The newspaper reported that German companies rated their order situation to be the worst in two years.

Germany's engineering and electronics employer group, Gesamtmetall also voiced worries about the effects of a cooling global economy.

"The global economic slowdown is increasingly affecting the metal and electronics industry," Gesamtmetall President Martin Kannegiesser told Bild. "In many companies, there's enough work to last only until the end of the year."


As an example of this -


Aug 1, 2008

The German luxury car maker BMW joined rival Daimler on Friday in warning it would miss its 2008 targets, a sign that high-end manufacturers have been caught by the international financial crisis.
BMW said it could not give a full-year outlook after its first-half pre-tax profit fell by 35 percent in the first six months of the year to €1.24 billion ($1.93 billion).

Net profit fell by 26 percent to €994 million.

Chairman Norbert Reithofer provided no precisions during a telephone news conference early in the day.

Last week, Daimler and its Mercedes brand cut its full-year profit forecast to "more than €7 billion," from a previous outlook slightly above €7.7 billion, owing to slumping auto markets.

The companies are still making money but profits have fallen sharply.

"It is already a bad sign," said Ferdinand Dudenhoeffer, a German auto specialist.

"And 2009 is going to be very tough too," he told AFP.

Other European car makers such as Fiat, Peugeot and Volkswagen have fare better with cheaper cars, but high-end German models depend on the US market where financial conditions have taken a serious turn for the worse.

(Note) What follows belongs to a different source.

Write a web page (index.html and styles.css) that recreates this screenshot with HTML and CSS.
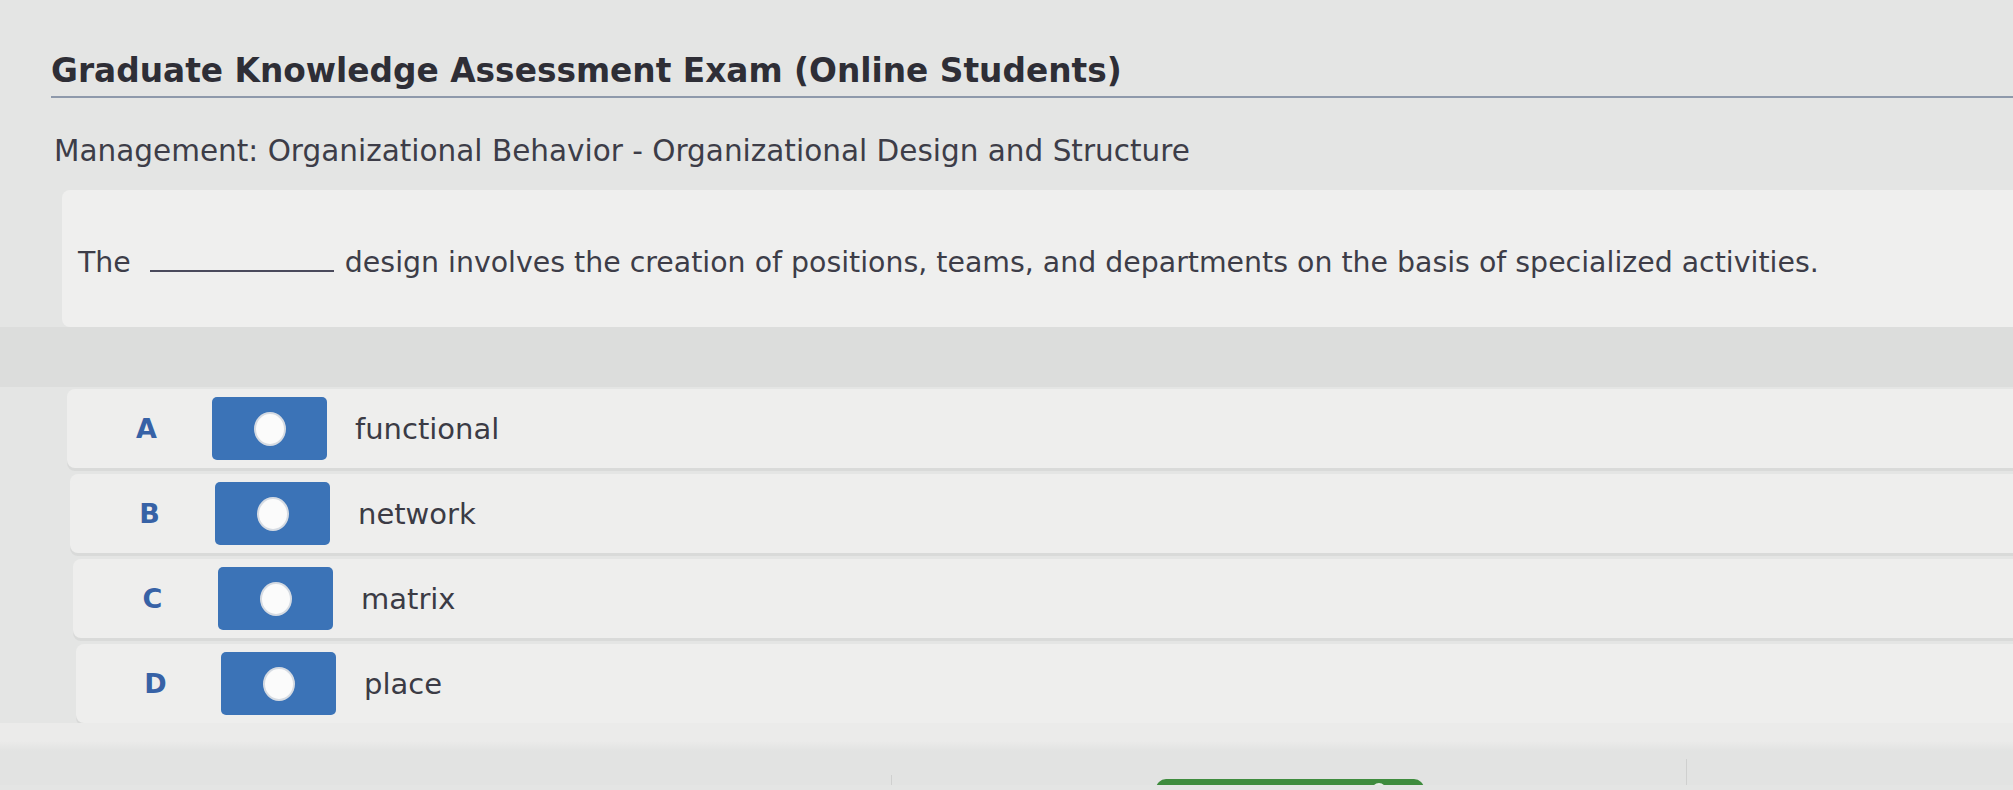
FILE: index.html
```html
<!DOCTYPE html>
<html lang="en">
<head>
  <meta charset="UTF-8">
  <title>Graduate Knowledge Assessment Exam</title>
  <link rel="stylesheet" href="styles.css">
</head>
<body>

  <div class="page">
    <h1 class="exam-title">Graduate Knowledge Assessment Exam (Online Students)</h1>

    <p class="topic">Management: Organizational Behavior - Organizational Design and Structure</p>

    <div class="question">
      The <span class="blank"></span> design involves the creation of positions, teams, and departments on the basis of specialized activities.
    </div>

    <div class="band"></div>

    <div class="options">
      <div class="option">
        <span class="letter">A</span>
        <button class="radio"><span class="dot"></span></button>
        <span class="answer">functional</span>
      </div>
      <div class="option">
        <span class="letter">B</span>
        <button class="radio"><span class="dot"></span></button>
        <span class="answer">network</span>
      </div>
      <div class="option">
        <span class="letter">C</span>
        <button class="radio"><span class="dot"></span></button>
        <span class="answer">matrix</span>
      </div>
      <div class="option">
        <span class="letter">D</span>
        <button class="radio"><span class="dot"></span></button>
        <span class="answer">place</span>
      </div>
    </div>

    <div class="footer">
      <button class="btn-next"><span class="btn-dot"></span></button>
    </div>
  </div>

</body>
</html>
```

FILE: styles.css
```css
body {
  margin: 0;
  background: #e4e5e4;
  color: #3b3b45;
  font-family: 'DejaVu Sans', Verdana, sans-serif;
  overflow: hidden;
}

.page {
  padding-top: 52px;
}

.exam-title {
  margin: 0 0 0 51px;
  padding-bottom: 6px;
  font-size: 32.8px;
  font-weight: bold;
  color: #2e2e36;
  border-bottom: 2px solid #8e99ab;
}

.topic {
  margin: 36px 0 0 54px;
  font-size: 29.5px;
  color: #3d3d48;
}

.question {
  margin: 22px 0 0 62px;
  padding: 56px 20px 48px 16px;
  background: #efefee;
  border-radius: 8px 0 0 8px;
  font-size: 28.4px;
  color: #3d3d48;
}

.blank {
  display: inline-block;
  width: 184px;
  border-bottom: 2px solid #4a4a5c;
  margin: 0 2px 0 10px;
}

.band {
  height: 60px;
  background: #dcdddc;
}

.options {
  display: flex;
  flex-direction: column;
  gap: 6px;
  padding: 2px 0 0 67px;
}

.option {
  display: flex;
  align-items: center;
  height: 79px;
  background: #eeeeed;
  border-radius: 8px 0 0 8px;
  box-shadow: 0 3px 0 #d9dad9;
}

.option:nth-child(2) { margin-left: 3px; }
.option:nth-child(3) { margin-left: 6px; }
.option:nth-child(4) { margin-left: 9px; }

.letter {
  flex: 0 0 145px;
  box-sizing: border-box;
  padding-left: 14px;
  text-align: center;
  font-size: 27px;
  font-weight: bold;
  color: #3762a6;
}

.radio {
  display: flex;
  align-items: center;
  justify-content: center;
  width: 115px;
  height: 63px;
  margin-right: 28px;
  border: none;
  border-radius: 5px;
  background: #3b73b7;
  padding: 0;
}

.dot {
  width: 28px;
  height: 30px;
  border-radius: 50%;
  background: #fbfbfb;
  box-shadow: 0 0 0 2px #d6dbe2;
}

.answer {
  font-size: 29px;
  color: #3b3b45;
}

.footer {
  position: relative;
  height: 62px;
  overflow: hidden;
  background: linear-gradient(to bottom, #ebebea 0, #ebebea 18px, #e2e3e2 28px);
}

.footer::before,
.footer::after {
  content: "";
  position: absolute;
  width: 1px;
  background: #cfd0cf;
  bottom: 0;
}

.footer::before { left: 891px; top: 52px; }
.footer::after { left: 1686px; top: 36px; }

.btn-next {
  position: absolute;
  left: 1156px;
  top: 56px;
  width: 268px;
  height: 50px;
  border: none;
  border-radius: 10px;
  background: #3f8c3e;
}

.btn-dot {
  position: absolute;
  left: 216px;
  top: 4px;
  width: 14px;
  height: 14px;
  border-radius: 50%;
  background: #e7efe6;
}
```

In addition, Inflation here continues going up.  estimates for June was 4% month over month.  They're saying July is looking similar....

Aug 1,2008

Increasing Risk of Recession

Meanwhile, this Thursday the euro zone reported 4.1 percent inflation for the month of July, up from 4 percent in June and representing the highest level of rising costs registered since the European Union began gathering such statistics for the euro-zone in 1997. The European Central Bank's preferred target for inflation is 2 percent.

Rising prices and a related shrinking of consumer demand are increasing the risk of a recession in the area where Europe's common currency, the euro, is used.


As a result of all these factors -


Analysts have already begun reversing downward their growth projections for Europe's largest economy.

The German Finance Ministry said last week that German gross domestic product (GDP) shrank considerably in the second quarter after a strong start to the year, when Europe's largest economy expanded at its fastest rate since 1996.

German business daily Handelsblatt said that based on a survey of 10 leading German and international banks and research institutes, big German companies will have to reckon with shrinking profits this year. Hopes that Europe could isolate itself from the economic crisis in the US have evaporated, the paper said.

Instead, current forecasts show that both economic growth and rise in profits in the euro zone in 2008 may be slower than in the US, the paper said.

The experts surveyed by the paper expect growth of just 0.9 percent in the euro zone for next year as against 1.5 percent in 2008 and 2.7 percent in 2007. In June, the European Central Bank had forecast a growth rate of 1.5 percent for the euro zone in 2009.